Single out each line with the word "components" and copy it.

-- Begin --

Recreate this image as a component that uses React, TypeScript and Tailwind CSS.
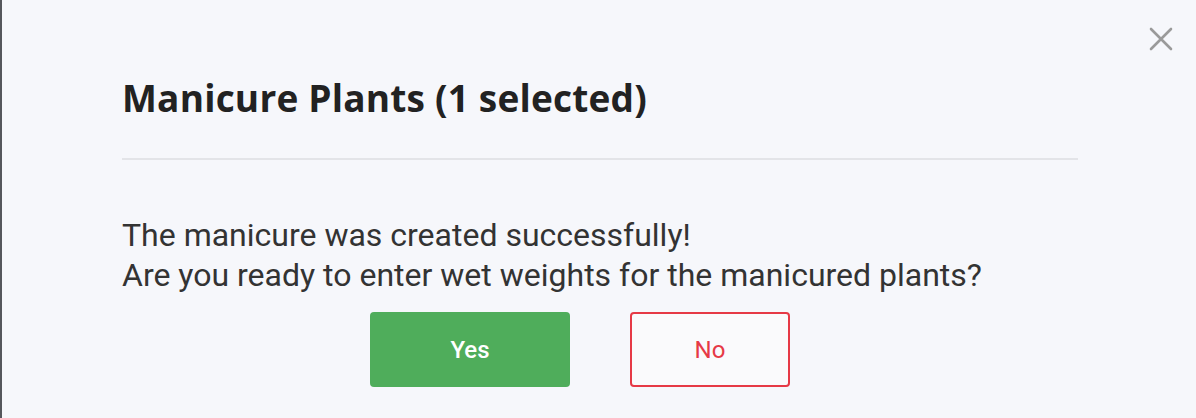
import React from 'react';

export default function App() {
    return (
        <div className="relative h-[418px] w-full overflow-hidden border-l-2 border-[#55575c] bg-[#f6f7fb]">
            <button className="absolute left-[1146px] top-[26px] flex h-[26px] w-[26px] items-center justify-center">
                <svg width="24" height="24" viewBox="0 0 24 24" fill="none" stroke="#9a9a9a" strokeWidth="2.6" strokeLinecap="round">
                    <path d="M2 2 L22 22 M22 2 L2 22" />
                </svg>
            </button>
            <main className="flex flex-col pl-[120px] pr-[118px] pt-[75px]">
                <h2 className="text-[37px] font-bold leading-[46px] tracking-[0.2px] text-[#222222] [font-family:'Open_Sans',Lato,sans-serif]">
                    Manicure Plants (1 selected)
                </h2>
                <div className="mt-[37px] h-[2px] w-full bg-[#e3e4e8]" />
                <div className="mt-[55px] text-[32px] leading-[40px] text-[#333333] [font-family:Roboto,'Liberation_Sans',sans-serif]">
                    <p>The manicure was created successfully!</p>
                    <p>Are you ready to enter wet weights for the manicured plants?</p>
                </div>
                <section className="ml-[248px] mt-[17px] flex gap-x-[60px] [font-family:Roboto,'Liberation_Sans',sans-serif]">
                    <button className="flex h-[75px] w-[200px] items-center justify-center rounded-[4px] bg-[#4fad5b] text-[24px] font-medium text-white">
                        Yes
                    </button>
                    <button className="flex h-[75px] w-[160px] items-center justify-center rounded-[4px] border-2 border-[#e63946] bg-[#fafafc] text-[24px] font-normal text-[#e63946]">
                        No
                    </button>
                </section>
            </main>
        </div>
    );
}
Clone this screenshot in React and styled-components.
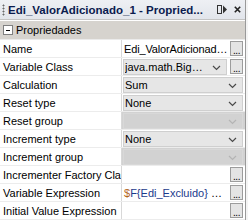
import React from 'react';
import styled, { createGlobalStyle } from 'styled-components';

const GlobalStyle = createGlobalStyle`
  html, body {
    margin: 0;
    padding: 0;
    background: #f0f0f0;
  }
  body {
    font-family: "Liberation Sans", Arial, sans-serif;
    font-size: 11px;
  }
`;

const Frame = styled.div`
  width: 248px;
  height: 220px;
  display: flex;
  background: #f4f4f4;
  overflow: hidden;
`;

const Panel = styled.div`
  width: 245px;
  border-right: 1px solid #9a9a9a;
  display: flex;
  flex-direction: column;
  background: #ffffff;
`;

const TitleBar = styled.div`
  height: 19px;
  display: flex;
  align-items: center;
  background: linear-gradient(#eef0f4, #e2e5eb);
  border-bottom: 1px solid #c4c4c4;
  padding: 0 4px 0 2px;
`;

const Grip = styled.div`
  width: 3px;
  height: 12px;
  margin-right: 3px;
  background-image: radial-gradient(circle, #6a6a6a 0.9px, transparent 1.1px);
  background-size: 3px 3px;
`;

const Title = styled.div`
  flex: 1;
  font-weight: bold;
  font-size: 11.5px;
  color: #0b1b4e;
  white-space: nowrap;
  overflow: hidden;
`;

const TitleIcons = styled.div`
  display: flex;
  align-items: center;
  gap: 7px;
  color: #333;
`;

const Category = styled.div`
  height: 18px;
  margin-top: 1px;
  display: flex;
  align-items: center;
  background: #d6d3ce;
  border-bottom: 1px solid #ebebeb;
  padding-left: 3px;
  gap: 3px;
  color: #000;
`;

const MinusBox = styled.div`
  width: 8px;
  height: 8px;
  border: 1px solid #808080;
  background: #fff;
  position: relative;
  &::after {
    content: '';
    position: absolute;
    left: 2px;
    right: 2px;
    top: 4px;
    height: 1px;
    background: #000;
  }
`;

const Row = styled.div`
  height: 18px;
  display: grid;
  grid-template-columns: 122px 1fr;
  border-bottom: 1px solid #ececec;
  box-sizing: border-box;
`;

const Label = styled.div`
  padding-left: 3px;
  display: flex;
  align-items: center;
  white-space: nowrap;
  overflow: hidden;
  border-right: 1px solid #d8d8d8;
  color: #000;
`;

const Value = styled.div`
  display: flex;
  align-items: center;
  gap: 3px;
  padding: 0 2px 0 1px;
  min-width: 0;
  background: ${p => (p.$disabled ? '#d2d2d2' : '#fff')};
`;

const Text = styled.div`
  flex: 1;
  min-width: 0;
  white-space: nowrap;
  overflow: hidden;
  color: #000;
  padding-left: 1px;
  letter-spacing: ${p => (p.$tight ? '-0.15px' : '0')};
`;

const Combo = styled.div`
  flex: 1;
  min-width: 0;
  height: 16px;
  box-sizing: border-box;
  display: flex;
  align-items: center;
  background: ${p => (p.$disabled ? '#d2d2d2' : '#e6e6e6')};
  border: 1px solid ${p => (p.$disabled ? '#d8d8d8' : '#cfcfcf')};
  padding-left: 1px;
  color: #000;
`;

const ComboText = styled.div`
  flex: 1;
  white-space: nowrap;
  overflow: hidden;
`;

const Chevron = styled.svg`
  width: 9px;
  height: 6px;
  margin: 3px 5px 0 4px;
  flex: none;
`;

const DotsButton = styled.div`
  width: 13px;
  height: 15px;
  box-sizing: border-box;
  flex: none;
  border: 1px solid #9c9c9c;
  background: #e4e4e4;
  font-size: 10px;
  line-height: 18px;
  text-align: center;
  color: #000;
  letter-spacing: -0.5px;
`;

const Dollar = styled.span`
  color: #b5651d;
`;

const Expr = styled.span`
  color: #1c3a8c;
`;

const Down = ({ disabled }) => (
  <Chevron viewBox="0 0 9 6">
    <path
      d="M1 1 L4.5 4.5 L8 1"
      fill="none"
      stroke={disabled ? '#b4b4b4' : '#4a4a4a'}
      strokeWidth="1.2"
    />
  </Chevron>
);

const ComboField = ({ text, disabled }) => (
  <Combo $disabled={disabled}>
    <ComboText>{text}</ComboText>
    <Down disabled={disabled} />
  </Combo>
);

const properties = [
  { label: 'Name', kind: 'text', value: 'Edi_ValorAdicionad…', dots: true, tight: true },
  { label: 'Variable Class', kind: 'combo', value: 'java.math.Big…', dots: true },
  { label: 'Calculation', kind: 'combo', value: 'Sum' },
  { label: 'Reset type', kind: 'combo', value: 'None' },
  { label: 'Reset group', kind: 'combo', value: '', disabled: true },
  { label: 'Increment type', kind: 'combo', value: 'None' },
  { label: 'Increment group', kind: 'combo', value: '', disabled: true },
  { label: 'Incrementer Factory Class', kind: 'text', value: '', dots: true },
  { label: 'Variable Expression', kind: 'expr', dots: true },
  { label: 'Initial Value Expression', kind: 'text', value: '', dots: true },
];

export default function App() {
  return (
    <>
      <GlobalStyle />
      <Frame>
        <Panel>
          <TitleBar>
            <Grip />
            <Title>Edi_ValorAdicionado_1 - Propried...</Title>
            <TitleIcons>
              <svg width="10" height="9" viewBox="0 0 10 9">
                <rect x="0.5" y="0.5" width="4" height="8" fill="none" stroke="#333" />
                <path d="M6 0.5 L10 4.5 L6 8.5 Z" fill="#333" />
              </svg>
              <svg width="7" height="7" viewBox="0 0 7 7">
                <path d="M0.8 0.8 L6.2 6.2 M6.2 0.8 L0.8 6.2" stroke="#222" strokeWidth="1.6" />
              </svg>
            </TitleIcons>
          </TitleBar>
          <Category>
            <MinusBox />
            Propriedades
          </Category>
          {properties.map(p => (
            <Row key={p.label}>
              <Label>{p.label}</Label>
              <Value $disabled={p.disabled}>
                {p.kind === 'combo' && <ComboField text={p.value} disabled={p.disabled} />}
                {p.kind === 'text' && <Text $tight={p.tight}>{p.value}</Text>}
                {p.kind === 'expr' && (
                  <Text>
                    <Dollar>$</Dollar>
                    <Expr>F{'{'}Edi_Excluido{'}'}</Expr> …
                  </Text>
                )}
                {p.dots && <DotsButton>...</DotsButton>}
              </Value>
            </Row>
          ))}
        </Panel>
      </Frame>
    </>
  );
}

-- End --

**Task answer:**
Clone this screenshot in React and styled-components.
import styled, { createGlobalStyle } from 'styled-components';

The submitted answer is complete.